MARINO v. BANK OF AM. HOME LOANS

United States District Court, District of Vermont (2013)

Facts

Issue

Holding — Sessions, J.

Rule

Reasoning

Deep Dive: How the Court Reached Its Decision

Overview of the Case

In the case of Marino v. Bank of America Home Loans, the plaintiff, Vera Gretchyn Marino, alleged that she was defrauded during the refinancing of her home by agents from Countrywide Home Loans, Inc. Marino claimed that the agents misrepresented the loan terms, particularly the interest rate and the absence of fees, which led her to enter into a refinancing agreement that was financially disadvantageous. She filed her suit in October 2011, seeking damages for fraud, breach of contract, and violations of Vermont law. The defendants, which included Countrywide and Bank of America, moved to dismiss her claims, while Marino sought to amend her complaint. The court evaluated the merits of the motions and provided a detailed analysis of the claims and defenses. The court's ruling focused on the plausibility of Marino's allegations and the sufficiency of her claims against each defendant.

Fraudulent Misrepresentation

The court found that Marino's allegations of fraudulent misrepresentation were plausible, particularly because she claimed to have relied on the agents' assurances regarding the loan terms. The U.S. District Court for the District of Vermont noted that reasonable reliance on such representations is a key element of fraud claims. Marino, being an attorney, raised questions about her level of sophistication and the nature of her reliance on the agents' statements. The court indicated that determining whether her reliance was reasonable could be a matter for a jury to decide, especially considering the complexity of the transaction and the potential for misrepresentation. The court ultimately denied the defendants' motion to dismiss her fraud claims, allowing them to proceed to further stages of litigation.

Breach of Contract

Regarding Marino's breach of contract claim, the court highlighted that the precise date of the alleged breach was unclear, which is essential for determining whether the claim is time-barred under Vermont law. The court recognized that a breach of contract claim accrues when the breach occurs, not when the contract is formed. Since Marino alleged ongoing discussions with the Countrywide agents up until the refinancing closing, the court concluded that it could not dismiss her breach of contract claim at this stage. This allowed Marino to continue pursuing her claim, as the court required further factual development to ascertain the timeline of events and the nature of any potential breach by the defendants.

Licensing and Statutory Violations

The court dismissed Marino's claims alleging that Countrywide was not a licensed lender in Vermont, as it accepted evidence that Countrywide was indeed licensed during the relevant time period. Additionally, Marino's claims under Titles Eight and Nine of the Vermont Banking and Insurance laws lacked sufficient specificity, leading to their dismissal. The court noted that Marino failed to cite specific rules or regulations that would support her claim of statutory violations. Furthermore, the court found that the statutes referenced did not provide a private right of action for Marino to pursue damages, which further justified the dismissal of those claims. As a result, the court focused on the remaining viable claims related to fraud and breach of contract while dismissing others due to lack of support or legal grounding.

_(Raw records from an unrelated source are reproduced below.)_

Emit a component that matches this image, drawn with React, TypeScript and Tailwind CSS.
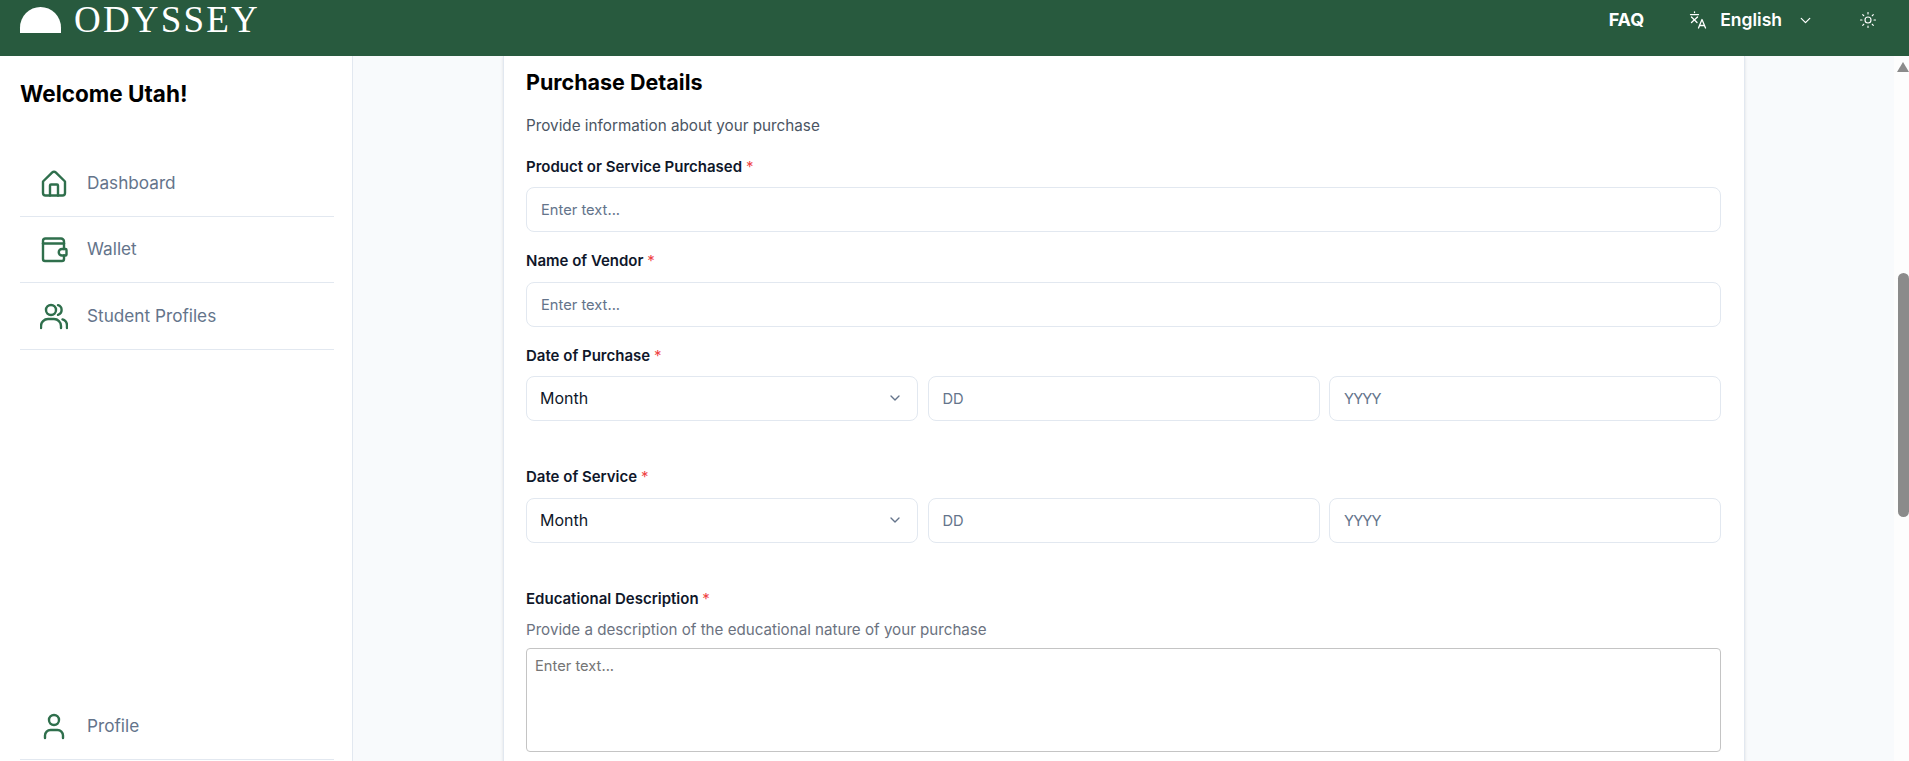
import { ChevronDown, Sun } from 'lucide-react';

const sans = "font-['Inter','Noto_Sans',sans-serif]";

function HomeIcon() {
  return (
    <svg width="28" height="28" viewBox="0 0 28 28" fill="none" stroke="#2f6f4c" strokeWidth="2.4" strokeLinecap="round" strokeLinejoin="round">
      <path d="M3 12.5 12.3 3.4a2.4 2.4 0 0 1 3.4 0L25 12.5V24a2.5 2.5 0 0 1-2.5 2.5h-17A2.5 2.5 0 0 1 3 24z" />
      <path d="M10 26.5V16.5a1 1 0 0 1 1-1h6a1 1 0 0 1 1 1v10" />
    </svg>
  );
}

function WalletIcon() {
  return (
    <svg width="28" height="28" viewBox="0 0 28 28" fill="none" stroke="#2f6f4c" strokeWidth="2.4" strokeLinecap="round" strokeLinejoin="round">
      <path d="M24 14V6.5A3 3 0 0 0 21 3.5H5.5A2.5 2.5 0 0 0 3 6v18a2 2 0 0 0 2 2h17a2 2 0 0 0 2-2v-3.5" />
      <path d="M3 8.5h21" />
      <path d="M22 14h3.5a1 1 0 0 1 1 1v4.5a1 1 0 0 1-1 1H22a3.25 3.25 0 0 1 0-6.5z" />
    </svg>
  );
}

function UsersIcon() {
  return (
    <svg width="28" height="28" viewBox="0 0 28 28" fill="none" stroke="#2f6f4c" strokeWidth="2.4" strokeLinecap="round" strokeLinejoin="round">
      <circle cx="11" cy="8" r="5" />
      <path d="M18 3.2a5 5 0 0 1 0 9.6" />
      <path d="M1 26v-2a7 7 0 0 1 7-7h6a7 7 0 0 1 7 7v2" />
      <path d="M22.5 17.4a6.5 6.5 0 0 1 4.5 6.2V26" />
    </svg>
  );
}

function ProfileIcon() {
  return (
    <svg width="28" height="28" viewBox="0 0 28 28" fill="none" stroke="#2f6f4c" strokeWidth="2.4" strokeLinecap="round" strokeLinejoin="round">
      <circle cx="14" cy="8" r="5" />
      <path d="M5 26v-2.5a5.5 5.5 0 0 1 5.5-5.5h7a5.5 5.5 0 0 1 5.5 5.5V26" />
    </svg>
  );
}

function TranslateIcon() {
  return (
    <svg width="18" height="18" viewBox="0 0 18 18" fill="none" stroke="#ffffff" strokeWidth="1.3" strokeLinecap="round" strokeLinejoin="round">
      <path d="M1.5 3.6h8" />
      <path d="M5.5 1v.6" />
      <path d="M2.5 6 8 11.5" />
      <path d="M8.5 6 2.5 11.5" />
      <path d="M9.5 17 13 8.5l3.5 8.5" />
      <path d="M10.6 14.5h4.8" />
    </svg>
  );
}

function NavRow({ icon, label }: { icon: React.ReactNode; label: string }) {
  return (
    <div className="flex h-[66.5px] items-center gap-[19px] border-b border-[#e2e8f0] pl-[20px]">
      {icon}
      <span className="text-[17.2px] text-[#64748b]">{label}</span>
    </div>
  );
}

function Label({ text, className = '' }: { text: string; className?: string }) {
  return (
    <div className={`text-[15px] leading-[20px] font-semibold text-[#0f172a] ${className}`}>
      {text} <span className="font-normal text-[#ef4444]">*</span>
    </div>
  );
}

function TextInput() {
  return (
    <input
      placeholder="Enter text..."
      className="h-[45px] w-full rounded-lg border border-[#e2e8f0] bg-white px-[14px] text-[14.7px] outline-none placeholder:text-[#64748b]"
    />
  );
}

function DateRow() {
  return (
    <div className="grid grid-cols-3 gap-[9.5px]">
      <button className="flex h-[45px] items-center justify-between rounded-lg border border-[#e2e8f0] bg-white pr-[14px] pb-[2px] pl-[13px] text-[16px] text-[#0f172a]">
        Month
        <ChevronDown size={16} color="#64748b" />
      </button>
      <input placeholder="DD" className="h-[45px] w-full rounded-lg border border-[#e2e8f0] bg-white px-[14px] text-[14.7px] outline-none placeholder:text-[#64748b]" />
      <input placeholder="YYYY" className="h-[45px] w-full rounded-lg border border-[#e2e8f0] bg-white px-[14px] text-[14.7px] tracking-[-0.8px] outline-none placeholder:text-[#64748b]" />
    </div>
  );
}

export default function App() {
  return (
    <div className={`flex h-screen flex-col overflow-hidden bg-[#f8fafc] ${sans}`}>
      {/* Header */}
      <header className="flex h-[56px] shrink-0 items-start justify-between bg-[#285a3e] text-white">
        <div className="flex items-start pt-[7px] pl-[20px]">
          <div className="h-[26px] w-[41px] rounded-t-full bg-white" />
          <span className="ml-[13px] font-['Liberation_Serif',serif] text-[37px] leading-[26px] tracking-[2.2px]">ODYSSEY</span>
        </div>
        <div className="flex items-center pt-[10px] pr-[32px]">
          <span className="text-[18px] leading-[20px] font-bold">FAQ</span>
          <span className="ml-[45px]"><TranslateIcon /></span>
          <span className="ml-[13px] text-[17.5px] leading-[20px] font-semibold">English</span>
          <ChevronDown size={17} className="ml-[15px]" strokeWidth={1.75} />
          <Sun size={18} className="ml-[45px]" strokeWidth={1.5} />
        </div>
      </header>

      <div className="flex min-h-0 flex-1">
        {/* Sidebar */}
        <aside className="flex w-[353px] shrink-0 flex-col border-r border-[#e2e8f0] bg-white pr-[18px] pl-[20px]">
          <h2 className="mt-[24px] text-[22.5px] leading-[28px] font-bold text-black">Welcome Utah!</h2>
          <nav className="mt-[42px]">
            <NavRow icon={<HomeIcon />} label="Dashboard" />
            <NavRow icon={<WalletIcon />} label="Wallet" />
            <NavRow icon={<UsersIcon />} label="Student Profiles" />
          </nav>
          <div className="mt-auto mb-[1px]">
            <NavRow icon={<ProfileIcon />} label="Profile" />
          </div>
        </aside>

        {/* Main */}
        <main className="flex min-w-0 flex-1 justify-center overflow-hidden">
          <section className="h-[800px] w-[1242px] shrink-0 border-x border-[#e2e8f0] bg-white px-[22.5px] shadow-sm">
            <h1 className="mt-[12px] text-[21.5px] leading-[28px] font-bold text-black">Purchase Details</h1>
            <p className="mt-[20px] text-[15.25px] leading-[20px] text-[#4b5563]">Provide information about your purchase</p>
            <Label text="Product or Service Purchased" className="mt-[21px]" />
            <div className="mt-[10px]"><TextInput /></div>
            <Label text="Name of Vendor" className="mt-[19px]" />
            <div className="mt-[11px]"><TextInput /></div>
            <Label text="Date of Purchase" className="mt-[19px]" />
            <div className="mt-[10px]"><DateRow /></div>
            <Label text="Date of Service" className="mt-[46px]" />
            <div className="mt-[11px]"><DateRow /></div>
            <Label text="Educational Description" className="mt-[46px]" />
            <p className="mt-[11px] text-[15.15px] leading-[20px] text-[#6b7280]">Provide a description of the educational nature of your purchase</p>
            <textarea
              placeholder="Enter text..."
              className="mt-[8px] block h-[104px] w-full resize-none rounded border border-[#c4c4c4] bg-white px-[8px] py-[6px] text-[14.7px] outline-none placeholder:text-[#757575]"
            />
          </section>
        </main>

        {/* Scrollbar */}
        <div className="flex w-[15px] shrink-0 flex-col items-end bg-[#fdfdfd]">
          <svg width="12" height="10" viewBox="0 0 12 10" className="mt-[6px]">
            <path d="M6 0 12 10H0z" fill="#8b8b8b" />
          </svg>
          <div className="mt-[201px] h-[244px] w-[11px] rounded-full bg-[#8b8b8b]" />
        </div>
      </div>
    </div>
  );
}
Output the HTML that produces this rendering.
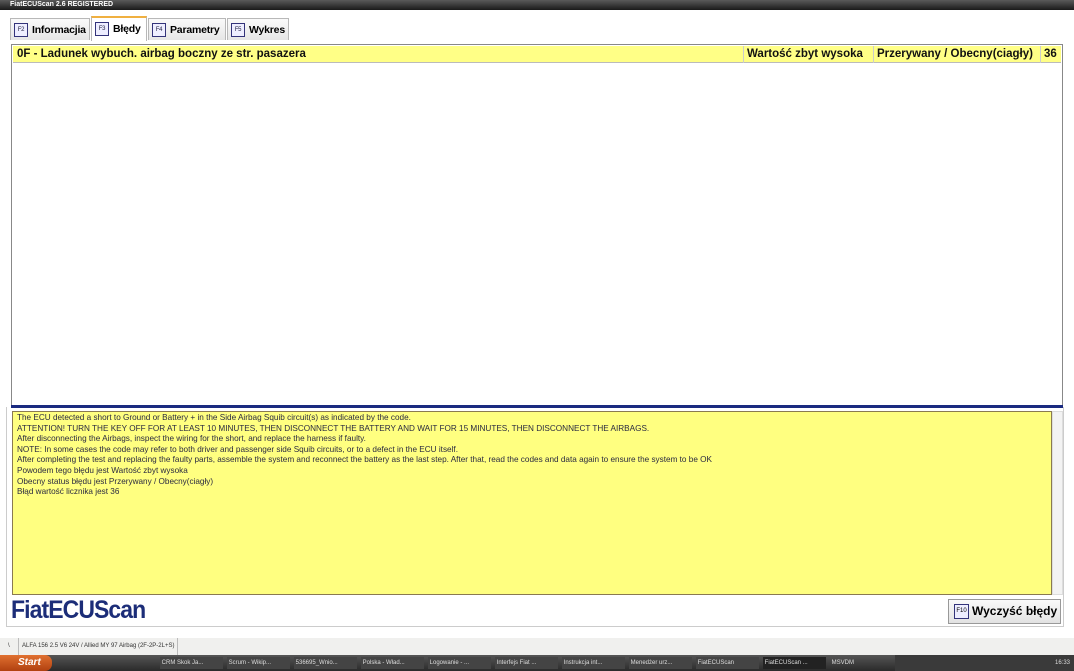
<!DOCTYPE html>
<html><head><meta charset="utf-8"><style>
*{margin:0;padding:0;box-sizing:border-box}
body{width:1074px;height:671px;overflow:hidden;background:#f4f4f2;font-family:"Liberation Sans",sans-serif;position:relative}
.abs{position:absolute}
.title{left:0;top:0;width:1074px;height:10px;background:linear-gradient(#5a5a5a,#1a1a1a);color:#fff;font-size:7px;font-weight:bold;line-height:10px;padding-left:10px}
.tab{top:18px;height:22px;border:1px solid #b8b8b8;border-bottom:none;background:linear-gradient(#fafafa,#e6e6e6);font-size:10.5px;font-weight:bold;line-height:22px;padding-left:21px;letter-spacing:-0.2px}
.tab .k{position:absolute;left:3px;top:4px;width:14px;height:14px;border:1px solid #33337a;background:#eef;font-size:6px;line-height:12px;text-align:center;color:#224;font-weight:normal}
.panel{left:11px;top:44px;width:1052px;height:364px;border:1px solid #888;background:#fff}
.hdr{left:1px;top:1px;width:1048px;height:17px;background:#ffff86;border-bottom:1px solid #bbb;font-size:11.5px;font-weight:bold;line-height:17px;color:#111}
.msg{left:12px;top:411px;width:1040px;height:184px;background:#ffff80;border:1px solid #8a7a50;font-size:8.2px;line-height:10.6px;color:#2a2a40;padding:1px 4px}
</style></head><body>
<div class="abs title">FiatECUScan 2.6 REGISTERED</div>
<div class="abs" style="left:0;top:10px;width:1074px;height:628px;background:#fff"></div>
<div class="abs tab" style="left:10px;width:80px"><span class="k">F2</span>Informacjia</div>
<div class="abs tab" style="left:91px;top:16px;height:25px;width:56px;background:#fff;border-top:2px solid #f0b040"><span class="k">F3</span>Błędy</div>
<div class="abs tab" style="left:148px;width:78px"><span class="k">F4</span>Parametry</div>
<div class="abs tab" style="left:227px;width:62px"><span class="k">F5</span>Wykres</div>
<div class="abs panel">
<div class="abs hdr"><span class="abs" style="left:4px">0F - Ladunek wybuch. airbag boczny ze str. pasazera</span>
<span class="abs" style="left:730px;border-left:1px solid #ccc;padding-left:3px">Wartość zbyt wysoka</span>
<span class="abs" style="left:860px;border-left:1px solid #ccc;padding-left:3px">Przerywany / Obecny(ciagły)</span>
<span class="abs" style="left:1027px;border-left:1px solid #ccc;padding-left:3px">36</span></div>
</div>
<div class="abs" style="left:11px;top:405px;width:1052px;height:3px;background:#1a2a80"></div>
<div class="abs msg">The ECU detected a short to Ground or Battery + in the Side Airbag Squib circuit(s) as indicated by the code.<br>ATTENTION! TURN THE KEY OFF FOR AT LEAST 10 MINUTES, THEN DISCONNECT THE BATTERY AND WAIT FOR 15 MINUTES, THEN DISCONNECT THE AIRBAGS.<br>After disconnecting the Airbags, inspect the wiring for the short, and replace the harness if faulty.<br>NOTE: In some cases the code may refer to both driver and passenger side Squib circuits, or to a defect in the ECU itself.<br>After completing the test and replacing the faulty parts, assemble the system and reconnect the battery as the last step. After that, read the codes and data again to ensure the system to be OK<br>Powodem tego błędu jest Wartość zbyt wysoka<br>Obecny status błędu jest Przerywany / Obecny(ciagły)<br>Błąd wartość licznika jest 36</div>
<div class="abs" style="left:1052px;top:411px;width:11px;height:184px;background:#f3f3f3;border:1px solid #ddd"></div>
<div class="abs" style="left:6px;top:407px;width:1058px;height:220px;border:1px solid #ccc;border-top:none;pointer-events:none"></div>
<div class="abs" style="left:11px;top:596px;font-size:25px;font-weight:bold;color:#1c2d78;letter-spacing:-1px;transform:scaleX(.92);transform-origin:left">FiatECUScan</div>
<div class="abs" style="left:948px;top:599px;width:113px;height:25px;border:1px solid #999;background:linear-gradient(#fafafa,#e2e2e2);font-size:12px;font-weight:bold;line-height:23px;padding-left:23px">Wyczyść błędy<span class="abs" style="left:5px;top:4px;width:15px;height:15px;border:1px solid #33337a;background:#eef;font-size:6px;line-height:13px;text-align:center;font-weight:normal">F10</span></div>
<div class="abs" style="left:0;top:638px;width:1074px;height:17px;background:#f0f0ee;font-size:6px;line-height:17px;color:#333"><span style="padding-left:8px">\</span><span class="abs" style="left:18px;border-left:1px solid #bbb;border-right:1px solid #bbb;padding:0 3px">ALFA 156 2.5 V6 24V / Allied MY 97 Airbag (2F-2P-2L+S)</span></div>
<div class="abs" style="left:0;top:655px;width:1074px;height:16px;background:linear-gradient(#555,#2a2a2a)"></div>
<div class="abs" style="left:0;top:655px;width:52px;height:16px;background:linear-gradient(#e07030,#b04010);color:#fff;font-size:10px;font-weight:bold;font-style:italic;line-height:16px;padding-left:18px;border-radius:0 7px 7px 0">Start</div>
<div class="abs" style="left:160px;top:657px;width:730px;height:12px;display:flex;gap:4px;font-size:6px;color:#ddd;line-height:12px">
<span style="width:63px;background:#444">&nbsp;CRM Skok Ja...</span><span style="width:63px;background:#444">&nbsp;Scrum - Wikip...</span><span style="width:63px;background:#444">&nbsp;536695_Wnio...</span><span style="width:63px;background:#444">&nbsp;Polska - Wład...</span><span style="width:63px;background:#444">&nbsp;Logowanie - ...</span><span style="width:63px;background:#444">&nbsp;Interfejs Fiat ...</span><span style="width:63px;background:#444">&nbsp;Instrukcja int...</span><span style="width:63px;background:#444">&nbsp;Menedżer urz...</span><span style="width:63px;background:#444">&nbsp;FiatECUScan</span><span style="width:63px;background:#222">&nbsp;FiatECUScan ...</span><span>&nbsp;MSVDM</span></div>
<div class="abs" style="left:895px;top:655px;width:179px;height:16px;background:#3a3a3a;color:#ddd;font-size:6px;line-height:16px;text-align:right;padding-right:4px">16:33</div>
</body></html>
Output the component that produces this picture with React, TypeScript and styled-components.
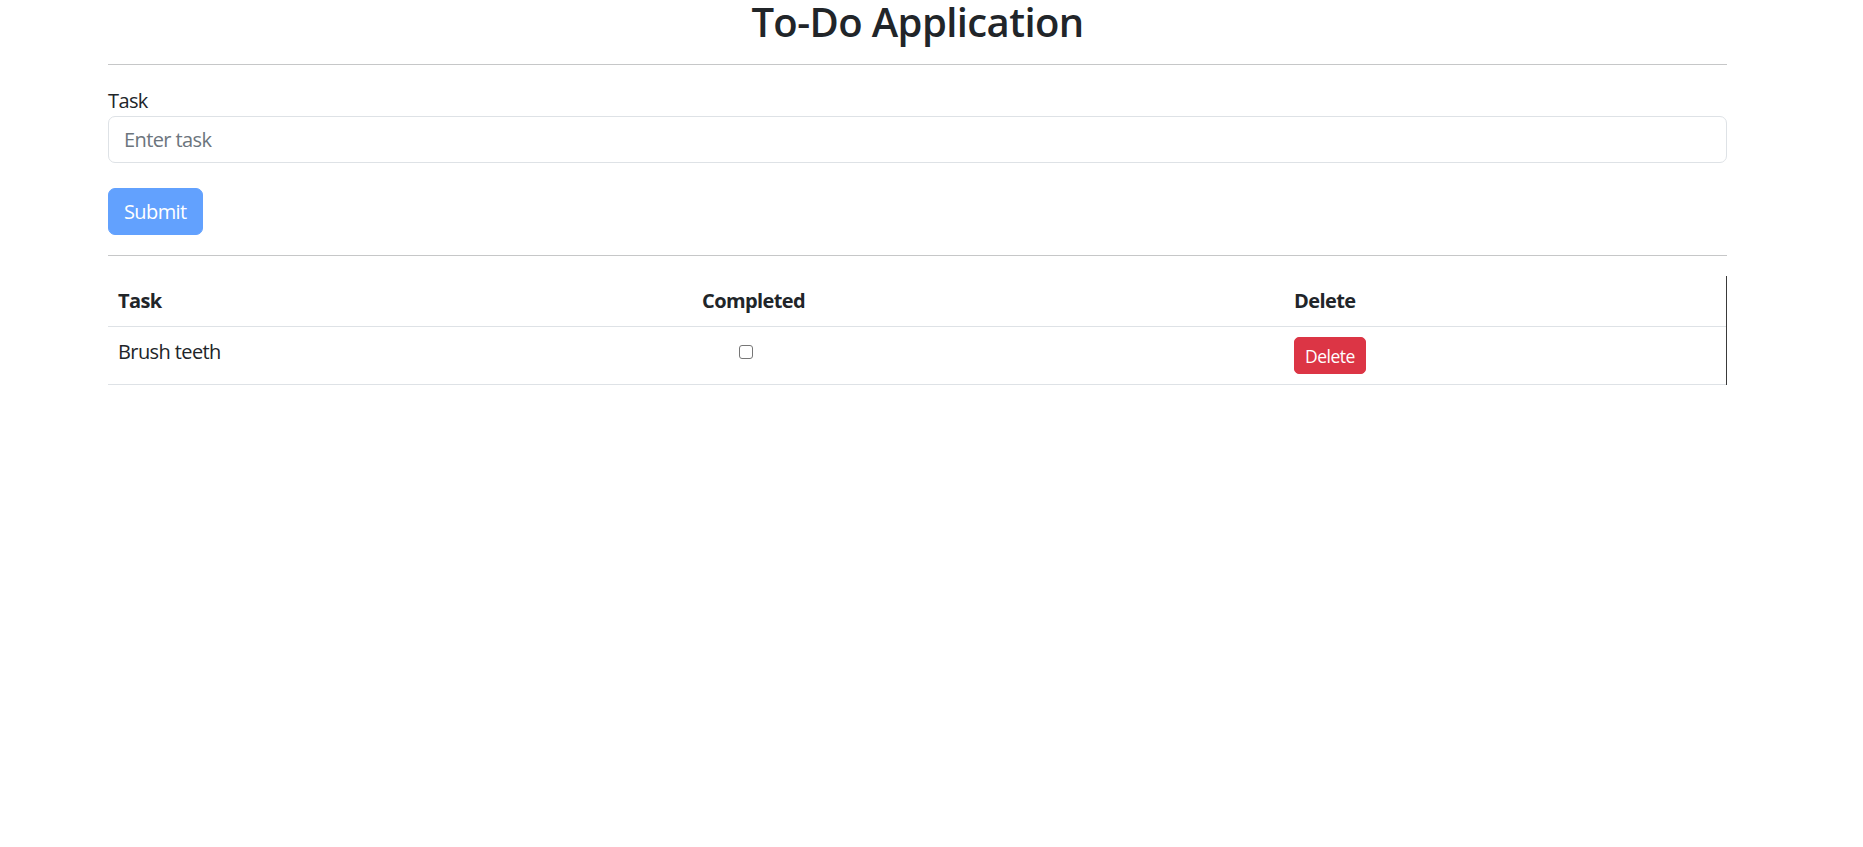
import React, { useState } from "react";
import styled, { createGlobalStyle } from "styled-components";

const GlobalStyle = createGlobalStyle`
  html, body {
    margin: 0;
    padding: 0;
    background: #ffffff;
  }
  body {
    font-family: "Open Sans", "Noto Sans", sans-serif;
    font-size: 20px;
    line-height: 30px;
    color: #212529;
    letter-spacing: -0.6px;
  }
  * { box-sizing: border-box; }
`;

const Page = styled.div`
  width: 1619px;
  margin-left: 108px;
`;

const Title = styled.h1`
  margin: 0;
  font-size: 40px;
  line-height: 44px;
  font-weight: 600;
  letter-spacing: -0.6px;
  text-align: center;
  color: #212529;
`;

const Rule = styled.hr<{ $top: number; $bottom: number }>`
  margin: ${(p) => p.$top}px 0 ${(p) => p.$bottom}px;
  border: 0;
  border-top: 1px solid #c6c7c8;
  height: 0;
`;

const Form = styled.form`
  display: flex;
  flex-direction: column;
  align-items: flex-start;
`;

const Label = styled.label`
  display: block;
  font-size: 20px;
  line-height: 30px;
`;

const TextInput = styled.input`
  display: block;
  width: 100%;
  height: 47px;
  padding: 7px 15px;
  font-family: inherit;
  font-size: 20px;
  line-height: 30px;
  letter-spacing: -0.6px;
  color: #212529;
  background: #fff;
  border: 1px solid #dee2e6;
  border-radius: 7px;
  outline: none;
  &::placeholder {
    color: #6c757d;
  }
`;

const SubmitButton = styled.button`
  margin-top: 25px;
  height: 47px;
  padding: 7px 15px;
  font-family: inherit;
  font-size: 20px;
  line-height: 30px;
  letter-spacing: -0.6px;
  color: #fff;
  background: #62a1fe;
  border: 1px solid #62a1fe;
  border-radius: 7px;
  cursor: default;
`;

const TableWrap = styled.div`
  border-right: 1px solid #3a3a3a;
`;

const Table = styled.table`
  width: 100%;
  border-collapse: collapse;
  table-layout: fixed;
`;

const HeadCell = styled.th<{ $width?: number }>`
  width: ${(p) => (p.$width ? `${p.$width}px` : "auto")};
  padding: 10px;
  text-align: left;
  font-weight: 700;
  font-size: 20px;
  line-height: 30px;
  border-bottom: 1px solid #dee2e6;
  vertical-align: top;
`;

const Cell = styled.td`
  padding: 10px;
  font-size: 20px;
  line-height: 30px;
  border-bottom: 1px solid #dee2e6;
  vertical-align: top;
`;

const CheckWrap = styled.div`
  padding-left: 37px;
  height: 30px;
  display: flex;
  align-items: center;
`;

const CheckBox = styled.input`
  width: 14px;
  height: 14px;
  margin: 0;
  appearance: none;
  border: 1px solid #767676;
  border-radius: 3px;
  background: #fff;
`;

const DeleteButton = styled.button`
  display: block;
  height: 37px;
  padding: 4px 10px;
  font-family: inherit;
  font-size: 17.5px;
  line-height: 26px;
  letter-spacing: -0.5px;
  color: #fff;
  background: #dc3545;
  border: 1px solid #dc3545;
  border-radius: 5px;
`;

export default function App() {
  const [task, setTask] = useState("");
  const [done, setDone] = useState(false);
  return (
    <>
      <GlobalStyle />
      <Page>
        <Title>To-Do Application</Title>
        <Rule $top={20} $bottom={21} />
        <Form onSubmit={(e) => e.preventDefault()}>
          <Label htmlFor="task">Task</Label>
          <TextInput
            id="task"
            placeholder="Enter task"
            value={task}
            onChange={(e) => setTask(e.target.value)}
          />
          <SubmitButton type="submit" disabled>
            Submit
          </SubmitButton>
        </Form>
        <Rule $top={20} $bottom={20} />
        <TableWrap>
          <Table>
            <thead>
              <tr>
                <HeadCell $width={584}>Task</HeadCell>
                <HeadCell $width={592}>Completed</HeadCell>
                <HeadCell>Delete</HeadCell>
              </tr>
            </thead>
            <tbody>
              <tr>
                <Cell>Brush teeth</Cell>
                <Cell>
                  <CheckWrap>
                    <CheckBox
                      type="checkbox"
                      checked={done}
                      onChange={(e) => setDone(e.target.checked)}
                    />
                  </CheckWrap>
                </Cell>
                <Cell>
                  <DeleteButton type="button">Delete</DeleteButton>
                </Cell>
              </tr>
            </tbody>
          </Table>
        </TableWrap>
      </Page>
    </>
  );
}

Claims Against Bank of America

With respect to the claims against Bank of America, the court found that the Amended Complaint did not contain any specific allegations against the bank. However, Marino's attempt to assert that Bank of America, as the successor to Countrywide, bore responsibility for Countrywide's actions opened the door for further scrutiny. The court noted that under Vermont law, successor liability typically arises during statutory mergers or consolidations. Although the defendants argued that Countrywide remained a separate legal entity, the court acknowledged that Marino presented sufficient grounds to allow her claims against Bank of America to proceed, pending clarification of the nature of the acquisition. Thus, the court denied the motion to dismiss as it pertained to Bank of America, allowing Marino an opportunity to further develop her claims against this defendant.

Motion to Amend

The court also addressed Marino's motion to amend her Amended Complaint, which it evaluated under the liberal standard provided by the Federal Rules of Civil Procedure. The court acknowledged that amendments should be freely granted unless they would be futile. While some claims Marino sought to add were deemed futile due to prior dismissals, the court permitted her to amend her claims that had not yet been dismissed. The court instructed Marino to clarify her claims in a Second Amended Complaint, particularly to differentiate between those claims for which she sought relief and those she intended to present merely as background context. This flexibility allowed Marino to refine her allegations and present a clearer case as the litigation progressed.